先程味見をしたところ、全体的に味が『濃ゆい』。量産性を重視して、味の調節を大雑把にしすぎたのがまずかったのか。
「……」
学がそうっと、カラアゲをつまみ、口で先端を齧る。
緊張した空気の中、出て来た論評は。
「……美味しい」
二つ、三つ。顎への不安も忘れて、一気に口の中へ放り込む。
飲み込むと、更に三つ投げ込んだ。
「凄い! 何で僕の好きな味付けが分かるんですか!?」
「あっ、いやそれはマグレで」
「師匠と同じ味だ!」
どうやら半神独特の濃い味付けと共に育って来た学にとっては、リリィの調節が丁度いい塩梅だったらしい。
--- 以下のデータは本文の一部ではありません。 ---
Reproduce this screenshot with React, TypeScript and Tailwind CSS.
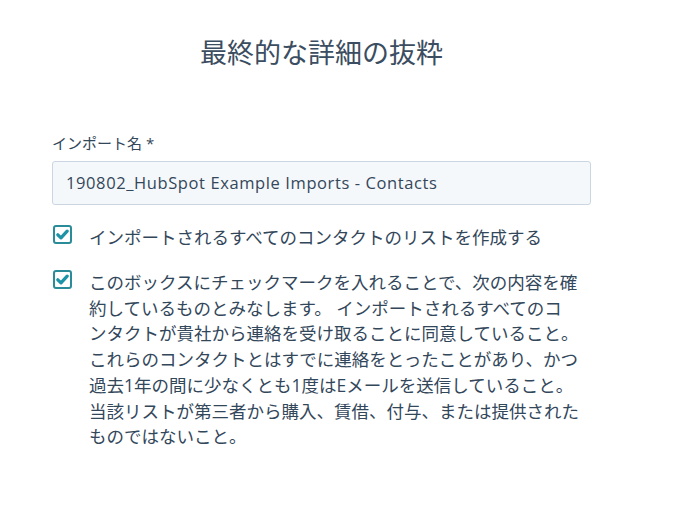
const font = "font-['Open_Sans','Noto_Sans_CJK_JP',sans-serif]";

function Check() {
  return (
    <span className="mt-px flex h-[19px] w-[19px] shrink-0 items-center justify-center rounded-[3px] border-2 border-[#2a8c99] bg-white">
      <svg viewBox="0 0 12 12" className="h-[13px] w-[13px]">
        <path d="M1.7 6.3 4.6 9.1 10.3 2.9" fill="none" stroke="#1c93a6" strokeWidth="3" strokeLinecap="round" strokeLinejoin="round" />
      </svg>
    </span>
  );
}

export default function App() {
  return (
    <div className={`min-h-[516px] w-[678px] bg-white text-[#33475b] ${font}`}>
      <div className="w-[591px] pl-[52px] pt-[37px]">
        <h1 className="text-center text-[27px] font-normal leading-[32px] text-[#3b4d60]">最終的な詳細の抜粋</h1>

        <label className="mt-[64px] block text-[15px] leading-[20px]">インポート名 *</label>
        <div className="mt-2 flex h-[44px] items-center rounded-[3px] border border-[#cbd6e2] bg-[#f5f8fa] px-[13px] text-[16.5px] tracking-[0.6px]">
          190802_HubSpot Example Imports - Contacts
        </div>

        <div className="mt-[19px] flex items-start gap-[17px] pl-px">
          <Check />
          <span className="text-[17.5px] leading-[26px]">インポートされるすべてのコンタクトのリストを作成する</span>
        </div>

        <div className="mt-5 flex items-start gap-[17px] pl-px">
          <span className="-mt-px">
            <Check />
          </span>
          <p className="text-[17.5px] leading-[25.7px]">
            このボックスにチェックマークを入れることで、次の内容を確
            <br />
            約しているものとみなします。 インポートされるすべてのコ
            <br />
            ンタクトが貴社から連絡を受け取ることに同意していること。
            <br />
            これらのコンタクトとはすでに連絡をとったことがあり、かつ
            <br />
            過去1年の間に少なくとも1度はEメールを送信していること。
            <br />
            当該リストが第三者から購入、賃借、付与、または提供された
            <br />
            ものではないこと。
          </p>
        </div>
      </div>
    </div>
  );
}
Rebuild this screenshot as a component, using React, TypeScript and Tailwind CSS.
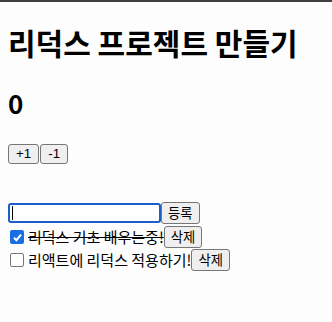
import React from "react";

export default function App() {
  const ko = { fontFamily: '"Noto Sans CJK KR", "Liberation Sans", sans-serif' };
  const btn = "h-[22px] px-[6px] text-[13.33px] leading-none bg-[#efefef] border border-[#767676] rounded-[3px]";
  return (
    <div className="w-[332px] h-[322px] bg-[#fdfdfd] text-black" style={ko}>
      <div className="h-[2px] bg-[#404040]" />
      <div className="px-[8px]">
        <h1 className="mt-[21px] h-[38px] leading-[38px] text-[30px] font-bold">리덕스 프로젝트 만들기</h1>
        <h2 className="mt-[25px] h-[34px] leading-[34px] text-[26px] font-bold">0</h2>
        <div className="mt-[24px] flex">
          <button className="h-[20px] px-[7px] text-[13.33px] leading-none bg-[#efefef] border border-[#767676] rounded-[3px]" style={{ fontFamily: '"Liberation Sans", sans-serif' }}>+1</button>
          <button className="ml-[1px] h-[20px] px-[7px] text-[13.33px] leading-none bg-[#efefef] border border-[#767676] rounded-[3px]" style={{ fontFamily: '"Liberation Sans", sans-serif' }}>-1</button>
        </div>
        <div className="mt-[38px] flex items-center">
          <div className="w-[153px] h-[20px] border-2 border-[#1a5fc8] rounded-[3px] bg-white flex items-center pl-[2px]">
            <div className="w-px h-[14px] bg-black" />
          </div>
          <button className={btn}>등록</button>
        </div>
        <div className="mt-[2px] flex items-center h-[22px]">
          <div className="ml-[2px] w-[14px] h-[14px] rounded-[2px] bg-[#1a6fe0] flex items-center justify-center">
            <svg width="11" height="11" viewBox="0 0 12 12"><path d="M2.2 6.3 L4.8 8.9 L9.8 2.8" stroke="white" strokeWidth="2.2" fill="none" /></svg>
          </div>
          <span className="ml-[4px] text-[15px] line-through">리덕스 기초 배우는중!</span>
          <button className={btn}>삭제</button>
        </div>
        <div className="mt-[1px] flex items-center h-[22px]">
          <div className="ml-[2px] w-[14px] h-[14px] rounded-[2px] bg-white border border-[#767676]" />
          <span className="ml-[4px] text-[15px]">리액트에 리덕스 적용하기!</span>
          <button className={btn}>삭제</button>
        </div>
      </div>
    </div>
  );
}
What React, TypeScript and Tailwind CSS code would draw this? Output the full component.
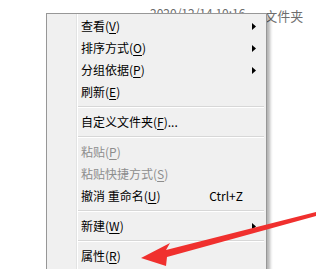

みるみる内に消えていく料理と、涙を流しながら食べる学。
「そ、そんな泣くほど?」
「だって、久しぶりだったから……」
泣きたいほど嬉しいのは、実はリリィの方だった。
学にこんなに喜んで貰えるとは、正直思っていなかったから。
「ごちそうさま」
「はやっ!?」
ヘビー級の学にとって、リリィの作った『大量』を平らげるのは二十分とかからなかった。
「ありがとう、ありがとうリリィさん」
「いや、それほどでも。私だってレイムルほどじゃないにしろ、料理本とか結構読んで味付けとか研究して、まぁそれほどでも私、だって私」
「じゃあ、お礼にこれを」
そう言って、学は金塊を一つ机の上に置いた。
その瞬間、リリィの心が一気に冷えた。
「……なにこれ」
「今まで居候させて貰って、いっぱい世話になりましたから。お礼です。いつまでもここにいるわけにもいかないし」
「……」
小さく、溜め息をつく魔女。
「ホー君さぁ」
「はい?」
「何でそういうことするの?」
リリィは、お金を貰うために頑張って料理を作ったわけではない。
ただ、学に喜んで貰いたかっただけなのだ。
その心意気をお金でイーブンにしようとされる。その事が悲しかった。
イーブンにする必要など、ないのに。
「え、何で怒ってるんですか」
「いいよ、もう」
「だから何で」
自分の行動が彼女の気分を害してしまった事ぐらい、学にも分かる。
だがここで出した物をしまう事は、もっと最悪である。要するに、もうどうしようもない。
「面倒くさい女だと思ってるんでしょ?」
「いや、それは……」
「はぁ……ごめんね。私が悪いわ」
リリィは寝室に去ってしまった。
――う~ん、しまったか。
どうやら傷つけてしまった事に、学は遅まきながら気づいた。